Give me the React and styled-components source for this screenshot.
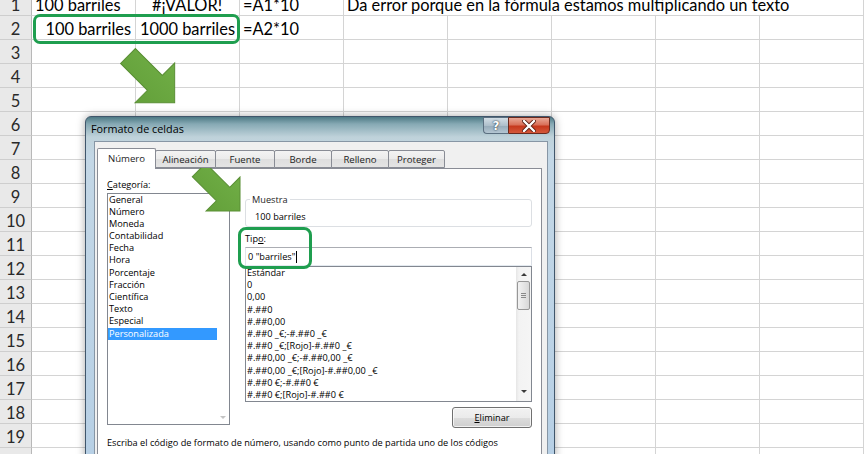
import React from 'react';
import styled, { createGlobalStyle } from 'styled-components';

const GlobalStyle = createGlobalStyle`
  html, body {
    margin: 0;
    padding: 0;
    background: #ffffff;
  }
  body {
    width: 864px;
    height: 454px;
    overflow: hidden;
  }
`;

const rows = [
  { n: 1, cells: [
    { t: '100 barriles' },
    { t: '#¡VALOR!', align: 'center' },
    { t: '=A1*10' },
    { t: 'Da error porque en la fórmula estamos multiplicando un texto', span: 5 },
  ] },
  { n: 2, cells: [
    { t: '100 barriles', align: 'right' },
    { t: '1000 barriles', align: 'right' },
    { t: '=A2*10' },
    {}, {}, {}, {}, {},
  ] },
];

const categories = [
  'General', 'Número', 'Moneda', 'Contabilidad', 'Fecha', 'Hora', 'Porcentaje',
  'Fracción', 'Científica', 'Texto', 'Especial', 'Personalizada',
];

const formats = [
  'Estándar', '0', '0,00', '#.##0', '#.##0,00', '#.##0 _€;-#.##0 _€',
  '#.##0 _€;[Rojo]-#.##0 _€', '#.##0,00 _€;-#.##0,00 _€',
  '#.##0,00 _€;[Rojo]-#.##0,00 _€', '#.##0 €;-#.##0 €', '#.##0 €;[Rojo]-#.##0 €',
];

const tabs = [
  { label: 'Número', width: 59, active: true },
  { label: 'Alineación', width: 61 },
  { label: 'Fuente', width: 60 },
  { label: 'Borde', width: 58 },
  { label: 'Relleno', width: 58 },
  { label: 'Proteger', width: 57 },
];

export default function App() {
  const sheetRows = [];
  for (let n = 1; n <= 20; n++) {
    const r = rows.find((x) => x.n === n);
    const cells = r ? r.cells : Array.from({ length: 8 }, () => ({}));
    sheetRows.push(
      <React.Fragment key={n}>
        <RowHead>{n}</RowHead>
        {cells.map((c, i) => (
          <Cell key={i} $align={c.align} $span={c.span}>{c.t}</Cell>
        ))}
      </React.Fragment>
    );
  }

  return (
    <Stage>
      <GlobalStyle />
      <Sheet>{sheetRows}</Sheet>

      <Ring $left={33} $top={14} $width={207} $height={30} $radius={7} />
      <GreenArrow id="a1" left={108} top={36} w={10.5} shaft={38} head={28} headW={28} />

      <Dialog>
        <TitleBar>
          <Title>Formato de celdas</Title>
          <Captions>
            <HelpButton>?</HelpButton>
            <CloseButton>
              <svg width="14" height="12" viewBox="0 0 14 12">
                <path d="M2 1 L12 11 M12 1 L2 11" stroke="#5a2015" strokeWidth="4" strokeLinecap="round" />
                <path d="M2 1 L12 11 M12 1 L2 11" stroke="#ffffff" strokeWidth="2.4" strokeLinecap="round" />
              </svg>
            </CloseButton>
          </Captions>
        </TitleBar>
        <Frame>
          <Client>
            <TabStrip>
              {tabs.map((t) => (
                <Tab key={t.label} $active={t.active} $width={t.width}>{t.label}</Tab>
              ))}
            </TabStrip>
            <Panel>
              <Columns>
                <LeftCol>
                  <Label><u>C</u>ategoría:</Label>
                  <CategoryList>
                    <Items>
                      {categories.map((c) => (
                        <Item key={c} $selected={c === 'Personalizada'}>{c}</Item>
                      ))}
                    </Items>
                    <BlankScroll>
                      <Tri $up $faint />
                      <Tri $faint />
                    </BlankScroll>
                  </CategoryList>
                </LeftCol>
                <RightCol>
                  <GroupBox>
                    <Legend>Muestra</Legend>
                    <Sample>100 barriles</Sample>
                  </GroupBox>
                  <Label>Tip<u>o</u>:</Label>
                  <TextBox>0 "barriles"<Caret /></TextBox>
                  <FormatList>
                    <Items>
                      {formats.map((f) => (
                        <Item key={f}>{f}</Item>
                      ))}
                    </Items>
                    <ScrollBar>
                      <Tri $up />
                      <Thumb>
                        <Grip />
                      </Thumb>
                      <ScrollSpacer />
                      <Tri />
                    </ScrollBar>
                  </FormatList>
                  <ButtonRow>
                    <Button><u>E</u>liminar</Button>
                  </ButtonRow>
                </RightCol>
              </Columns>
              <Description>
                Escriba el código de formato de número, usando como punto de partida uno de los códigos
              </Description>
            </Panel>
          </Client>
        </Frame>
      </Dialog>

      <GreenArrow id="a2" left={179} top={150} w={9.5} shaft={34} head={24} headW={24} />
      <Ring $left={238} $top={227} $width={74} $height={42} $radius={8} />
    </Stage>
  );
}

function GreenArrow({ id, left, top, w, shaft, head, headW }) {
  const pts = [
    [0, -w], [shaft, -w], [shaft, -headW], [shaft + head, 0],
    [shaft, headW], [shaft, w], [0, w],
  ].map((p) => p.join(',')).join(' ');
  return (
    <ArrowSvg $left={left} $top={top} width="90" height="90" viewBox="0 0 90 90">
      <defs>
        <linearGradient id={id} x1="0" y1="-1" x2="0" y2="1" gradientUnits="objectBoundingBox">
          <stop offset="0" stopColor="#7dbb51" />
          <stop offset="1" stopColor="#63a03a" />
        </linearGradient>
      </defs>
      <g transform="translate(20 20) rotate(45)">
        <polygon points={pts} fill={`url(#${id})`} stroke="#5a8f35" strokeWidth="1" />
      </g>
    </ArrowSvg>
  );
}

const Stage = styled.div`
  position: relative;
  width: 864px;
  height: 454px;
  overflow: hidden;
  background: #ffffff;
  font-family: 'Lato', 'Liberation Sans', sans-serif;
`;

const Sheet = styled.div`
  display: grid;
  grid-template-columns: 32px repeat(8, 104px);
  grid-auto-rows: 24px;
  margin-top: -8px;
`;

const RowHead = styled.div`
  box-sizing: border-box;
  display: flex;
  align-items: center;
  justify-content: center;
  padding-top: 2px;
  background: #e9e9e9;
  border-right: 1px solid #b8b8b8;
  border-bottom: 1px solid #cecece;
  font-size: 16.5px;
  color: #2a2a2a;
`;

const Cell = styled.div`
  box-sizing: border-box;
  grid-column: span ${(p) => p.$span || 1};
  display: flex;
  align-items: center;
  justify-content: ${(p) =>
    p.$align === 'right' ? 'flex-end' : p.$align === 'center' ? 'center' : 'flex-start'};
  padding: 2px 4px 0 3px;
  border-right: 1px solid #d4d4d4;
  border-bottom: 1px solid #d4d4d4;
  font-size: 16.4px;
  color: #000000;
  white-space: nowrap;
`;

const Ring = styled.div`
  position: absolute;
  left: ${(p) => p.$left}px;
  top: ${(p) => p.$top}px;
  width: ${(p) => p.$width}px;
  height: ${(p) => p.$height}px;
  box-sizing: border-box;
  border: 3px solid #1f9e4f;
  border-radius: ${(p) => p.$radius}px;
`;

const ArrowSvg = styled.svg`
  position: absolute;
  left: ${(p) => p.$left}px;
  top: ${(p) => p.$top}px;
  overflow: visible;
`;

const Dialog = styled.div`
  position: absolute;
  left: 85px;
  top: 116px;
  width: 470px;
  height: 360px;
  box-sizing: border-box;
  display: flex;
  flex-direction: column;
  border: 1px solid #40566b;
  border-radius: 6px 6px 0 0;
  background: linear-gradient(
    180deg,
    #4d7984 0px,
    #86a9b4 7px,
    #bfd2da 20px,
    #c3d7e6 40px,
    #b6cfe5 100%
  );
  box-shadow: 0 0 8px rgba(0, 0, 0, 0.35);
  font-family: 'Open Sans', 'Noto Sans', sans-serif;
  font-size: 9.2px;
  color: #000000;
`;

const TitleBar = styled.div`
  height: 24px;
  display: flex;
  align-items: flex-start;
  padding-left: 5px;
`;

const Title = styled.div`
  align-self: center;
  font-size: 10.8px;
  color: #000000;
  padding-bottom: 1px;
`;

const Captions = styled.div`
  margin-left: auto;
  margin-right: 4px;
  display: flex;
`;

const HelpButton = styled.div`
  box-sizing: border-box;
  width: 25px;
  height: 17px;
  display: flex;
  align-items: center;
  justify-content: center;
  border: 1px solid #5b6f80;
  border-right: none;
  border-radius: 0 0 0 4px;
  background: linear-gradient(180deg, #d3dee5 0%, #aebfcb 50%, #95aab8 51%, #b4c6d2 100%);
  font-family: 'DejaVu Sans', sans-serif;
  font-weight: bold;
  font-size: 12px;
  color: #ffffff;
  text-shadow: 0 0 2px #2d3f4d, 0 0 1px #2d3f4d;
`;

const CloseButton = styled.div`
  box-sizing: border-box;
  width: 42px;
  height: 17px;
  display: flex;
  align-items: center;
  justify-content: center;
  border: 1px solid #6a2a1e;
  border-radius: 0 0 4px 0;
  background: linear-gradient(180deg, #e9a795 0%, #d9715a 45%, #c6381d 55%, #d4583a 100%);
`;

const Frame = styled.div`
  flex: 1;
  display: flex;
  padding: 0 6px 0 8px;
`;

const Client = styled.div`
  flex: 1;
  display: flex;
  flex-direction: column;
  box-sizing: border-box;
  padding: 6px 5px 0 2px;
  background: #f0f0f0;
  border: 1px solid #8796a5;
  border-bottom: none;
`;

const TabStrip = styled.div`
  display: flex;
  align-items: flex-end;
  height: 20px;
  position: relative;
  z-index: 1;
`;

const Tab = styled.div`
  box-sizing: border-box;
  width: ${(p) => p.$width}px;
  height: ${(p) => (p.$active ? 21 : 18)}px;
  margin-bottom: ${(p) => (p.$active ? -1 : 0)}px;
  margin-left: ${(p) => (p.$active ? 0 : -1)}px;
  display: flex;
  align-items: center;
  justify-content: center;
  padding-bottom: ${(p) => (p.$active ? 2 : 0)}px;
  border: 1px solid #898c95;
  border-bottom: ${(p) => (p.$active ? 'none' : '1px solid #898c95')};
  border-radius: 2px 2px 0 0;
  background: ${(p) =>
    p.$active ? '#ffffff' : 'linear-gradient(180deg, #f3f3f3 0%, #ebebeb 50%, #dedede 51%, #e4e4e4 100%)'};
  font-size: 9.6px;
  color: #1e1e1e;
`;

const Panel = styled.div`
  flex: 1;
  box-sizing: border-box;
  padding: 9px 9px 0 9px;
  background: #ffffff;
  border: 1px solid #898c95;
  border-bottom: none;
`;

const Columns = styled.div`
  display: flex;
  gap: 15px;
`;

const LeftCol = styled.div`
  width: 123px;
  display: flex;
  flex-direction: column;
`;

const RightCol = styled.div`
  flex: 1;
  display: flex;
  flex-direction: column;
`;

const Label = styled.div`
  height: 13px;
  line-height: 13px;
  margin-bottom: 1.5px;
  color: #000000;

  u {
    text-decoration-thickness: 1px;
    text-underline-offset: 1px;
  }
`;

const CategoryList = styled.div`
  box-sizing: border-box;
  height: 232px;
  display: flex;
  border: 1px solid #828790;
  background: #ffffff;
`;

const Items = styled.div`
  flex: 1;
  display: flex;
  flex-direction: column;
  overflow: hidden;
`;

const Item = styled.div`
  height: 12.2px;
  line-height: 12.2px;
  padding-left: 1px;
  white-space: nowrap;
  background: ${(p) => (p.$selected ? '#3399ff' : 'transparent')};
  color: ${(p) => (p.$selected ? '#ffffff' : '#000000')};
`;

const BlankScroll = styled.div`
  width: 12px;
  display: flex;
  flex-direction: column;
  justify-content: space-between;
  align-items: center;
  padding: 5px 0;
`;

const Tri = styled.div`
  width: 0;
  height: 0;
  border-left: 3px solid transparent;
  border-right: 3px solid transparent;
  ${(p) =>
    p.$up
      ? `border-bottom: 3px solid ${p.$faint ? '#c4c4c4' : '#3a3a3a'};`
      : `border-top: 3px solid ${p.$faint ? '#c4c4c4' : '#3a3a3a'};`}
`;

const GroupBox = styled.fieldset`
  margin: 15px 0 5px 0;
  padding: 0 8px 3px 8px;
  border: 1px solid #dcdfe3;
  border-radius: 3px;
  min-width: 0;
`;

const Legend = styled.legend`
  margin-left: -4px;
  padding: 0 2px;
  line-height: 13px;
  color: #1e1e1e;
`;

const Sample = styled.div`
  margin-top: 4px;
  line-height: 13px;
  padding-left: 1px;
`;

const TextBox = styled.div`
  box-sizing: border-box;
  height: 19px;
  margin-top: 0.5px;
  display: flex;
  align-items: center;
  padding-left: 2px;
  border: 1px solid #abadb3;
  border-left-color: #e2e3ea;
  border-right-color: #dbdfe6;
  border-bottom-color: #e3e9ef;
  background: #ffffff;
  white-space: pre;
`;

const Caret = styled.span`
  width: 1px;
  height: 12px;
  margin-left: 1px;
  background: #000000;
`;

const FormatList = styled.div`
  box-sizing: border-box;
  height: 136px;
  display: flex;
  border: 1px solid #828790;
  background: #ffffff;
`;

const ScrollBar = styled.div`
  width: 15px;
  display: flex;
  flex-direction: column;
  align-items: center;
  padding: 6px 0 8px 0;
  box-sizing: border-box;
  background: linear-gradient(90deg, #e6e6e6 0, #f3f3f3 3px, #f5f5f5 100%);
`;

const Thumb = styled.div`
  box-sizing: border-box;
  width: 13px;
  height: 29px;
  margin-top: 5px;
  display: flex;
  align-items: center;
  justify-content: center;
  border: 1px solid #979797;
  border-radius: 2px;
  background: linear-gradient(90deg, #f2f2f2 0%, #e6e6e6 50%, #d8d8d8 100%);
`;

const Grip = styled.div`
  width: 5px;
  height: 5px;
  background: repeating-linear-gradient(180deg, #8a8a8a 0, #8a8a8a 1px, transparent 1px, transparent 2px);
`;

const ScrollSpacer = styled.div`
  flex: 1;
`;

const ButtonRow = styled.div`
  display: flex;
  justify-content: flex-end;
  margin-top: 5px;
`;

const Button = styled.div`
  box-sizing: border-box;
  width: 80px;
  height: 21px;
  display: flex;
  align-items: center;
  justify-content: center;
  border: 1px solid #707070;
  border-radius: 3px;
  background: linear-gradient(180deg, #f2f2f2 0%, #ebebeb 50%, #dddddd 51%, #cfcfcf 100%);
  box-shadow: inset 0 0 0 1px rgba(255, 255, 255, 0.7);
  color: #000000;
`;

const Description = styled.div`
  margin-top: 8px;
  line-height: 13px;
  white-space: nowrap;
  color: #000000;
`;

###

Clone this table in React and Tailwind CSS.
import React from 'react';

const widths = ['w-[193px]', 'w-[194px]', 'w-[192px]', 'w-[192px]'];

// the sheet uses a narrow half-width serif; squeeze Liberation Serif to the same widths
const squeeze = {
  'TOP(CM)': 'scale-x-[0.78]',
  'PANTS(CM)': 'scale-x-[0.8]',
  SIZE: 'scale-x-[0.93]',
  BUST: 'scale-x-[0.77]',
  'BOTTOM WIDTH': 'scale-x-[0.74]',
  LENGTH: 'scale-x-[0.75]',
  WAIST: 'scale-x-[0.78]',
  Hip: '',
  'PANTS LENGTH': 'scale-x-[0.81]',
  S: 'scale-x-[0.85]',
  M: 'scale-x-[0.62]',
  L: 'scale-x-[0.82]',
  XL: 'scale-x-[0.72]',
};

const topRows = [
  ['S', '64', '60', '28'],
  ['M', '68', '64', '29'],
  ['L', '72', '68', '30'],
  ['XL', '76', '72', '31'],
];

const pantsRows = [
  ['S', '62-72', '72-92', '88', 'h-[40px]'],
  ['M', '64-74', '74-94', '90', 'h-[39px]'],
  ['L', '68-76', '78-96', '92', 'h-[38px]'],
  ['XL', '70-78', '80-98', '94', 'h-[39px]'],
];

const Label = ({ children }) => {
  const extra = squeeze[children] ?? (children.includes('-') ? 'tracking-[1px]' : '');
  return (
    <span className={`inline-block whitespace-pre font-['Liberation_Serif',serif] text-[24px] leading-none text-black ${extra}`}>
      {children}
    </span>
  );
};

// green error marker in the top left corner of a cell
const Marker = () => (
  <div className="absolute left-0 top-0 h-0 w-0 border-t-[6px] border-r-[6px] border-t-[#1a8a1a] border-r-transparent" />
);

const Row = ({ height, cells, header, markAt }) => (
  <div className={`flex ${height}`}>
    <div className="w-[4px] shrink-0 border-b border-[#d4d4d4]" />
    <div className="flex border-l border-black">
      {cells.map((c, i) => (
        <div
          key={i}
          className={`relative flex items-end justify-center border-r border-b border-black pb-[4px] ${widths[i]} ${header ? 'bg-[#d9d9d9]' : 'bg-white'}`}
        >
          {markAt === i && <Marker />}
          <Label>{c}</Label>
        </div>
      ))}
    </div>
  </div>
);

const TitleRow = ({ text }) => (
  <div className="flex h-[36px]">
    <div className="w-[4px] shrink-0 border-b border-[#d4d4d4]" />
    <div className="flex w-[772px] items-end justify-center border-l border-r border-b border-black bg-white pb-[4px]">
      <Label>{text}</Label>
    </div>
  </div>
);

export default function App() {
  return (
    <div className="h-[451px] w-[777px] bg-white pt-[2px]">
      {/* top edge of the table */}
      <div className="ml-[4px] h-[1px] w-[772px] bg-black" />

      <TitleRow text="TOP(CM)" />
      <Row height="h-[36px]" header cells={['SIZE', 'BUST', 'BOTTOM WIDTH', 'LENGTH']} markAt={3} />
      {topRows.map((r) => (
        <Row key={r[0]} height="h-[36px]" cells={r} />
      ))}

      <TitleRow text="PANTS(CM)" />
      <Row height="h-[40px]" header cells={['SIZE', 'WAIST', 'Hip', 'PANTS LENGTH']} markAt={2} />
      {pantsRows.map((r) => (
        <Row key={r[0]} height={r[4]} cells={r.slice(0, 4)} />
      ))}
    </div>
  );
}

###

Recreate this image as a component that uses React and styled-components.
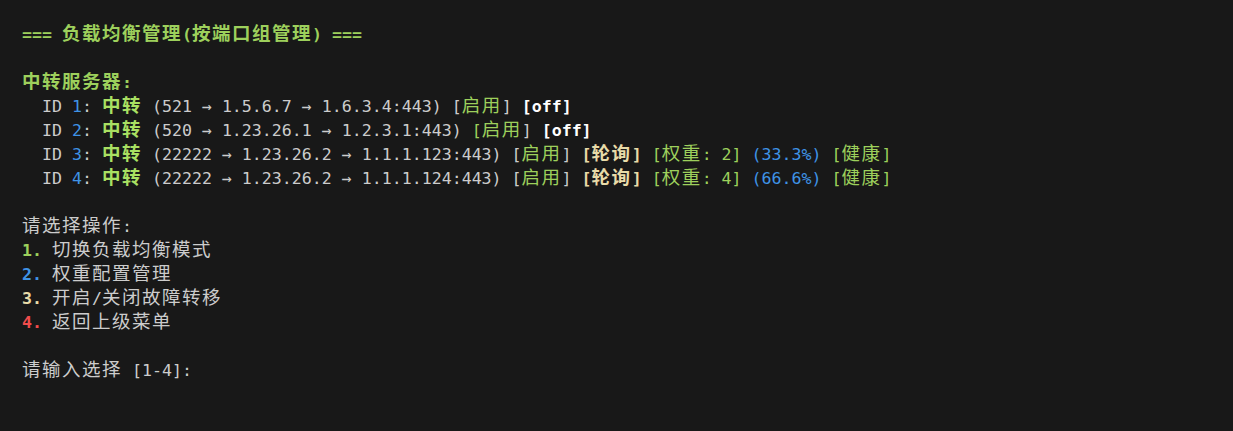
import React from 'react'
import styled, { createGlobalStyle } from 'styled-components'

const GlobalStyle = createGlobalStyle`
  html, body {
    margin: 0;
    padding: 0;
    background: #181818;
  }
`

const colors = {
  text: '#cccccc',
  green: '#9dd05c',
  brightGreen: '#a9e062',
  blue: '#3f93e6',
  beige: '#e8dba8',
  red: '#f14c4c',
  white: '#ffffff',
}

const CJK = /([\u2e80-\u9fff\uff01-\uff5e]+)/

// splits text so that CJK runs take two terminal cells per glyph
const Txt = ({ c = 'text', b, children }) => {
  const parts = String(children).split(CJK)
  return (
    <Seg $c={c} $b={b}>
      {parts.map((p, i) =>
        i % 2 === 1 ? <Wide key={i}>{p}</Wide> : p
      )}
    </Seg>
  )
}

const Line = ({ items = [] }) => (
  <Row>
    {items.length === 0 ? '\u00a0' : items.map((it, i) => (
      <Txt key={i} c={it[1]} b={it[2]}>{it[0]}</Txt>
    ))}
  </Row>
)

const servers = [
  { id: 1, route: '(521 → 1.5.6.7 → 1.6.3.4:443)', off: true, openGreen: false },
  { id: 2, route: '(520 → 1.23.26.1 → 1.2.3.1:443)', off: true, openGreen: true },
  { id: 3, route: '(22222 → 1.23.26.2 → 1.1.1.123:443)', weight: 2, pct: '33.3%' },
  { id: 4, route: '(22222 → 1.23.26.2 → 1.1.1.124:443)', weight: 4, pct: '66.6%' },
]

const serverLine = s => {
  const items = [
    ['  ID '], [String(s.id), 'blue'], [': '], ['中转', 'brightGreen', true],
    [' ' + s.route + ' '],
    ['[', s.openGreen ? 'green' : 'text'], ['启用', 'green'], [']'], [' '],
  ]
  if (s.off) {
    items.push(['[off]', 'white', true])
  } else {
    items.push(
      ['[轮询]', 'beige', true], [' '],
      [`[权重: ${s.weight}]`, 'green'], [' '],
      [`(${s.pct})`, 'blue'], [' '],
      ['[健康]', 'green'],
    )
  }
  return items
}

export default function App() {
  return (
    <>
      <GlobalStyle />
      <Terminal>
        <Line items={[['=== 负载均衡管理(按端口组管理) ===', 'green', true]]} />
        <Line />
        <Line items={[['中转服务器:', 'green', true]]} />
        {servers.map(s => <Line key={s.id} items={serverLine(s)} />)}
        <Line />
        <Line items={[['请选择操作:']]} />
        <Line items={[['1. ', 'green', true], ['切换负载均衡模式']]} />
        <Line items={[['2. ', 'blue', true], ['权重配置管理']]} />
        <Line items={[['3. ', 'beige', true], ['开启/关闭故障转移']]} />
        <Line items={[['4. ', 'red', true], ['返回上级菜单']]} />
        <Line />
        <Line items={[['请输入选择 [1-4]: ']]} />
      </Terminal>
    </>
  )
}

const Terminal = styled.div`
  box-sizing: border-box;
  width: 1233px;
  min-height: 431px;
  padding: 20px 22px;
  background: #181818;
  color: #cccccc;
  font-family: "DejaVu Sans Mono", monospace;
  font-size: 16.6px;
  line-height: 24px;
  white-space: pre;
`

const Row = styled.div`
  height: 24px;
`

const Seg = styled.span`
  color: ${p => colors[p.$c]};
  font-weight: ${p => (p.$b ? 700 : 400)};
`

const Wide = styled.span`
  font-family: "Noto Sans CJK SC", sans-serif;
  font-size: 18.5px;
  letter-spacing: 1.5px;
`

###

### GOAL
Exactly the lines from the line containing "Clone this table in React and Tailwind CSS." to the line containing "['w-[193px]', 'w-[194px]', 'w-[192px]', 'w-[192px]'];", both included, are to be set down; no other line belongs in the answer.

### SOLUTION TO THE PROBLEM
Clone this table in React and Tailwind CSS.
import React from 'react';

const widths = ['w-[193px]', 'w-[194px]', 'w-[192px]', 'w-[192px]'];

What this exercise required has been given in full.